-- Begin GIVEN DATA --

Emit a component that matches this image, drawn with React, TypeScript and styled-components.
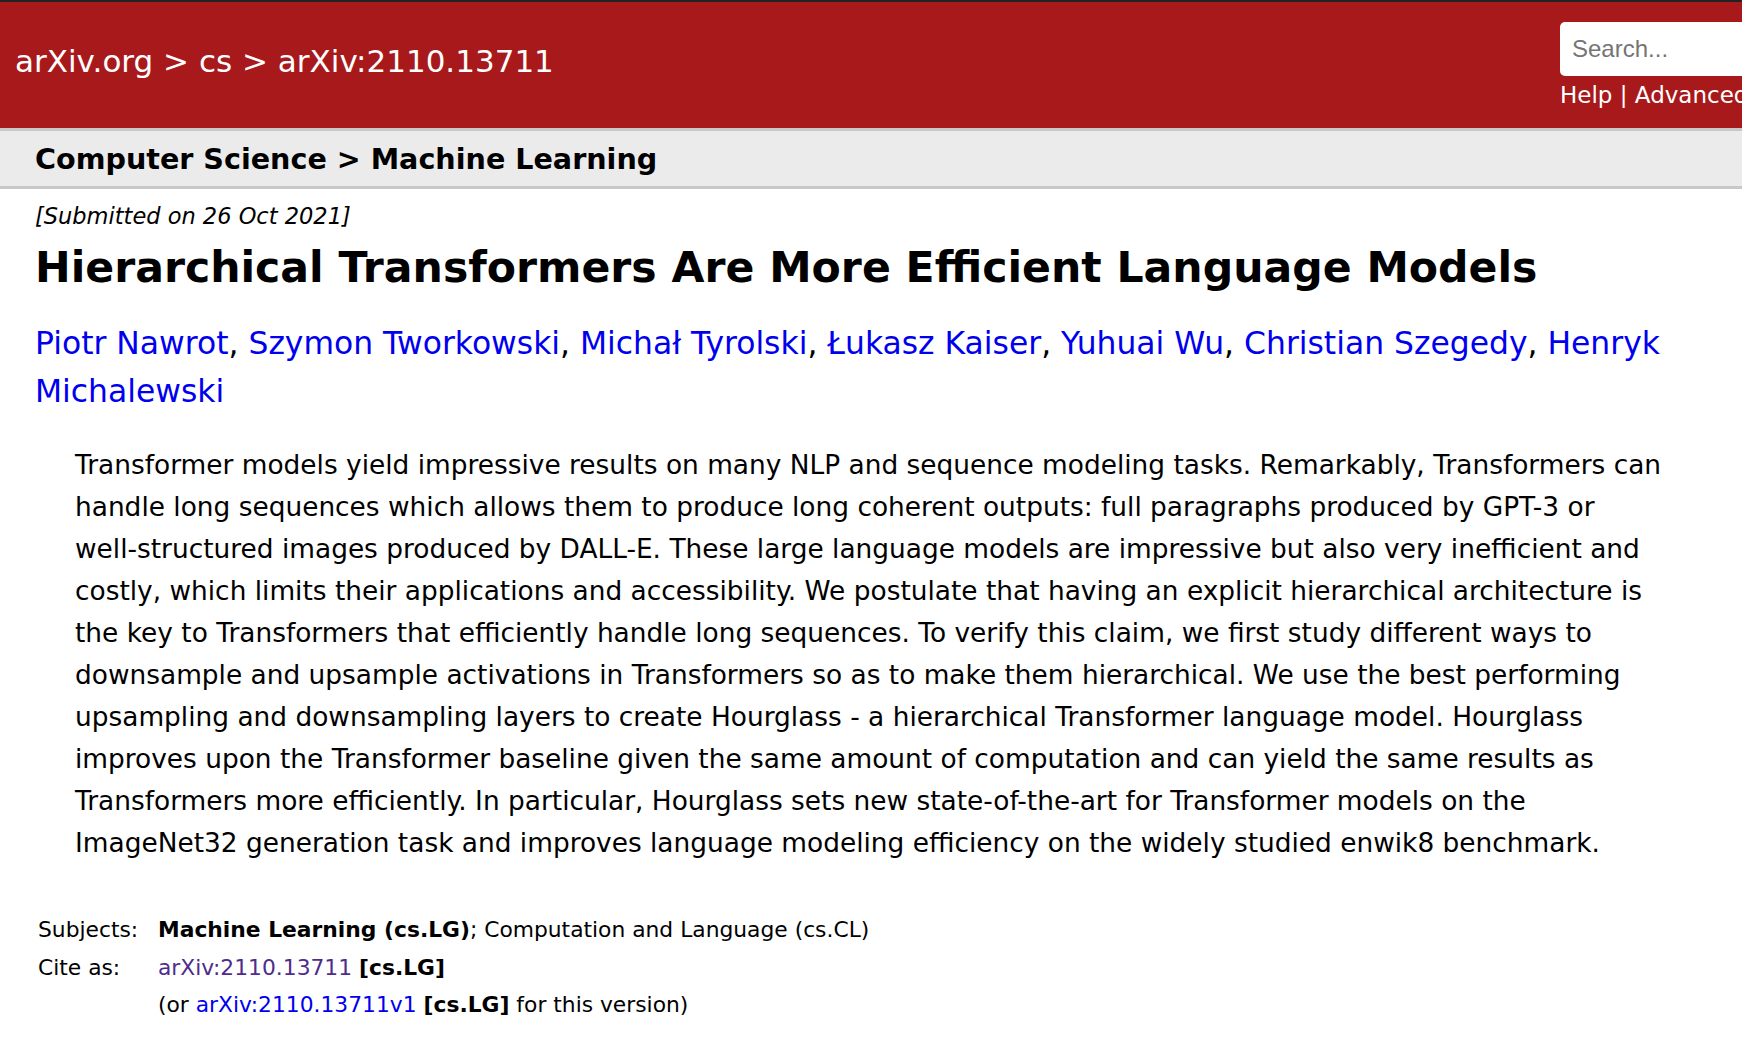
import React from 'react';
import styled, { createGlobalStyle } from 'styled-components';

const GlobalStyle = createGlobalStyle`
  body {
    margin: 0;
    background: #fff;
    color: #000;
    font-family: "DejaVu Sans", Verdana, sans-serif;
    overflow-x: hidden;
  }
  a { text-decoration: none; }
`;

const Header = styled.header`
  display: flex;
  justify-content: space-between;
  align-items: flex-start;
  height: 126px;
  padding-left: 15px;
  background: #a8191b;
  border-top: 2px solid #222;
`;

const Brand = styled.h1`
  margin: 39px 0 0;
  font-size: 31px;
  font-weight: normal;
  line-height: 40px;
  color: #fff;
  white-space: nowrap;
`;

// the search box runs past the right edge of the window, as in the page
const SearchBlock = styled.div`
  width: 182px;
  margin-top: 20px;
  overflow: hidden;
`;

const SearchInput = styled.input`
  display: block;
  box-sizing: border-box;
  width: 320px;
  height: 54px;
  padding: 0 12px;
  border: none;
  border-radius: 5px;
  background: #fff;
  font: 24px "Liberation Sans", Arial, sans-serif;
  color: #222;
  outline: none;

  &::placeholder {
    color: #757575;
  }
`;

const SearchLinks = styled.div`
  margin-top: 4px;
  font-size: 23px;
  line-height: 30px;
  color: #fff;
  white-space: nowrap;

  a {
    color: #fff;
  }
`;

const SubHeader = styled.div`
  padding: 2px 0 0 35px;
  height: 53px;
  background: #ebebeb;
  border-top: 3px solid #c8c8c8;
  border-bottom: 3px solid #c8c8c8;
  font-size: 28.6px;
  font-weight: bold;
  line-height: 53px;
  white-space: nowrap;
`;

const Main = styled.main`
  padding: 12px 35px 0;
`;

const Dateline = styled.div`
  font-size: 22.5px;
  font-style: italic;
  line-height: 30px;
`;

const Title = styled.h1`
  margin: 10px 0 0;
  font-size: 42.6px;
  font-weight: bold;
  line-height: 52px;
`;

const Authors = styled.div`
  margin-top: 26px;
  font-size: 31.4px;
  line-height: 48px;

  a {
    color: #0000ee;
  }
`;

const Abstract = styled.blockquote`
  width: 1600px;
  margin: 29px 0 0 40px;
  font-size: 26.4px;
  line-height: 42px;
`;

const NoWrap = styled.span`
  white-space: nowrap;
`;

const MetaTable = styled.div`
  display: grid;
  grid-template-columns: 120px auto;
  margin: 47px 0 0 3px;
  font-size: 21.8px;
  line-height: 37.5px;
`;

const MetaLabel = styled.div``;

const MetaValue = styled.div`
  b {
    font-weight: bold;
  }
`;

const Link = styled.a<{ $visited?: boolean }>`
  color: ${({ $visited }) => ($visited ? '#4f2d8a' : '#0000ee')};
`;

const authors = [
  'Piotr Nawrot',
  'Szymon Tworkowski',
  'Michał Tyrolski',
  'Łukasz Kaiser',
  'Yuhuai Wu',
  'Christian Szegedy',
  'Henryk Michalewski',
];

export default function App() {
  return (
    <>
      <GlobalStyle />
      <Header>
        <Brand>arXiv.org &gt; cs &gt; arXiv:2110.13711</Brand>
        <SearchBlock>
          <SearchInput placeholder="Search..." />
          <SearchLinks>
            <a href="#">Help</a> | <a href="#">Advanced Search</a>
          </SearchLinks>
        </SearchBlock>
      </Header>
      <SubHeader>Computer Science &gt; Machine Learning</SubHeader>
      <Main>
        <Dateline>[Submitted on 26 Oct 2021]</Dateline>
        <Title>Hierarchical Transformers Are More Efficient Language Models</Title>
        <Authors>
          {authors.map((name, i) => (
            <React.Fragment key={name}>
              <a href="#">{name}</a>
              {i < authors.length - 1 ? ', ' : ''}
            </React.Fragment>
          ))}
        </Authors>
        <Abstract>
          Transformer models yield impressive results on many NLP and sequence modeling tasks.
          Remarkably, Transformers can handle long sequences which allows them to produce long
          coherent outputs: full paragraphs produced by GPT-3 or <NoWrap>well-structured</NoWrap>{' '}
          images produced by DALL-E. These large language models are impressive but also very
          inefficient and costly, which limits their applications and accessibility. We postulate
          that having an explicit hierarchical architecture is the key to Transformers that
          efficiently handle long sequences. To verify this claim, we first study different ways to
          downsample and upsample activations in Transformers so as to make them hierarchical. We use
          the best performing upsampling and downsampling layers to create Hourglass - a
          hierarchical Transformer language model. Hourglass improves upon the Transformer baseline
          given the same amount of computation and can yield the same results as Transformers more
          efficiently. In particular, Hourglass sets new state-of-the-art for Transformer models on
          the ImageNet32 generation task and improves language modeling efficiency on the widely
          studied enwik8 benchmark.
        </Abstract>
        <MetaTable>
          <MetaLabel>Subjects:</MetaLabel>
          <MetaValue>
            <b>Machine Learning (cs.LG)</b>; Computation and Language (cs.CL)
          </MetaValue>
          <MetaLabel>Cite as:</MetaLabel>
          <MetaValue>
            <Link href="#" $visited>
              arXiv:2110.13711
            </Link>{' '}
            <b>[cs.LG]</b>
          </MetaValue>
          <MetaLabel />
          <MetaValue>
            (or <Link href="#">arXiv:2110.13711v1</Link> <b>[cs.LG]</b> for this version)
          </MetaValue>
        </MetaTable>
      </Main>
    </>
  );
}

-- End GIVEN DATA --

Omit each picture, then return all of the listing exactly as it stands.

Emit a component that matches this image, drawn with React, TypeScript and styled-components.
import React from 'react';
import styled, { createGlobalStyle } from 'styled-components';

const GlobalStyle = createGlobalStyle`
  body {
    margin: 0;
    background: #fff;
    color: #000;
    font-family: "DejaVu Sans", Verdana, sans-serif;
    overflow-x: hidden;
  }
  a { text-decoration: none; }
`;

const Header = styled.header`
  display: flex;
  justify-content: space-between;
  align-items: flex-start;
  height: 126px;
  padding-left: 15px;
  background: #a8191b;
  border-top: 2px solid #222;
`;

const Brand = styled.h1`
  margin: 39px 0 0;
  font-size: 31px;
  font-weight: normal;
  line-height: 40px;
  color: #fff;
  white-space: nowrap;
`;

// the search box runs past the right edge of the window, as in the page
const SearchBlock = styled.div`
  width: 182px;
  margin-top: 20px;
  overflow: hidden;
`;

const SearchInput = styled.input`
  display: block;
  box-sizing: border-box;
  width: 320px;
  height: 54px;
  padding: 0 12px;
  border: none;
  border-radius: 5px;
  background: #fff;
  font: 24px "Liberation Sans", Arial, sans-serif;
  color: #222;
  outline: none;

  &::placeholder {
    color: #757575;
  }
`;

const SearchLinks = styled.div`
  margin-top: 4px;
  font-size: 23px;
  line-height: 30px;
  color: #fff;
  white-space: nowrap;

  a {
    color: #fff;
  }
`;

const SubHeader = styled.div`
  padding: 2px 0 0 35px;
  height: 53px;
  background: #ebebeb;
  border-top: 3px solid #c8c8c8;
  border-bottom: 3px solid #c8c8c8;
  font-size: 28.6px;
  font-weight: bold;
  line-height: 53px;
  white-space: nowrap;
`;

const Main = styled.main`
  padding: 12px 35px 0;
`;

const Dateline = styled.div`
  font-size: 22.5px;
  font-style: italic;
  line-height: 30px;
`;

const Title = styled.h1`
  margin: 10px 0 0;
  font-size: 42.6px;
  font-weight: bold;
  line-height: 52px;
`;

const Authors = styled.div`
  margin-top: 26px;
  font-size: 31.4px;
  line-height: 48px;

  a {
    color: #0000ee;
  }
`;

const Abstract = styled.blockquote`
  width: 1600px;
  margin: 29px 0 0 40px;
  font-size: 26.4px;
  line-height: 42px;
`;

const NoWrap = styled.span`
  white-space: nowrap;
`;

const MetaTable = styled.div`
  display: grid;
  grid-template-columns: 120px auto;
  margin: 47px 0 0 3px;
  font-size: 21.8px;
  line-height: 37.5px;
`;

const MetaLabel = styled.div``;

const MetaValue = styled.div`
  b {
    font-weight: bold;
  }
`;

const Link = styled.a<{ $visited?: boolean }>`
  color: ${({ $visited }) => ($visited ? '#4f2d8a' : '#0000ee')};
`;

const authors = [
  'Piotr Nawrot',
  'Szymon Tworkowski',
  'Michał Tyrolski',
  'Łukasz Kaiser',
  'Yuhuai Wu',
  'Christian Szegedy',
  'Henryk Michalewski',
];

export default function App() {
  return (
    <>
      <GlobalStyle />
      <Header>
        <Brand>arXiv.org &gt; cs &gt; arXiv:2110.13711</Brand>
        <SearchBlock>
          <SearchInput placeholder="Search..." />
          <SearchLinks>
            <a href="#">Help</a> | <a href="#">Advanced Search</a>
          </SearchLinks>
        </SearchBlock>
      </Header>
      <SubHeader>Computer Science &gt; Machine Learning</SubHeader>
      <Main>
        <Dateline>[Submitted on 26 Oct 2021]</Dateline>
        <Title>Hierarchical Transformers Are More Efficient Language Models</Title>
        <Authors>
          {authors.map((name, i) => (
            <React.Fragment key={name}>
              <a href="#">{name}</a>
              {i < authors.length - 1 ? ', ' : ''}
            </React.Fragment>
          ))}
        </Authors>
        <Abstract>
          Transformer models yield impressive results on many NLP and sequence modeling tasks.
          Remarkably, Transformers can handle long sequences which allows them to produce long
          coherent outputs: full paragraphs produced by GPT-3 or <NoWrap>well-structured</NoWrap>{' '}
          images produced by DALL-E. These large language models are impressive but also very
          inefficient and costly, which limits their applications and accessibility. We postulate
          that having an explicit hierarchical architecture is the key to Transformers that
          efficiently handle long sequences. To verify this claim, we first study different ways to
          downsample and upsample activations in Transformers so as to make them hierarchical. We use
          the best performing upsampling and downsampling layers to create Hourglass - a
          hierarchical Transformer language model. Hourglass improves upon the Transformer baseline
          given the same amount of computation and can yield the same results as Transformers more
          efficiently. In particular, Hourglass sets new state-of-the-art for Transformer models on
          the ImageNet32 generation task and improves language modeling efficiency on the widely
          studied enwik8 benchmark.
        </Abstract>
        <MetaTable>
          <MetaLabel>Subjects:</MetaLabel>
          <MetaValue>
            <b>Machine Learning (cs.LG)</b>; Computation and Language (cs.CL)
          </MetaValue>
          <MetaLabel>Cite as:</MetaLabel>
          <MetaValue>
            <Link href="#" $visited>
              arXiv:2110.13711
            </Link>{' '}
            <b>[cs.LG]</b>
          </MetaValue>
          <MetaLabel />
          <MetaValue>
            (or <Link href="#">arXiv:2110.13711v1</Link> <b>[cs.LG]</b> for this version)
          </MetaValue>
        </MetaTable>
      </Main>
    </>
  );
}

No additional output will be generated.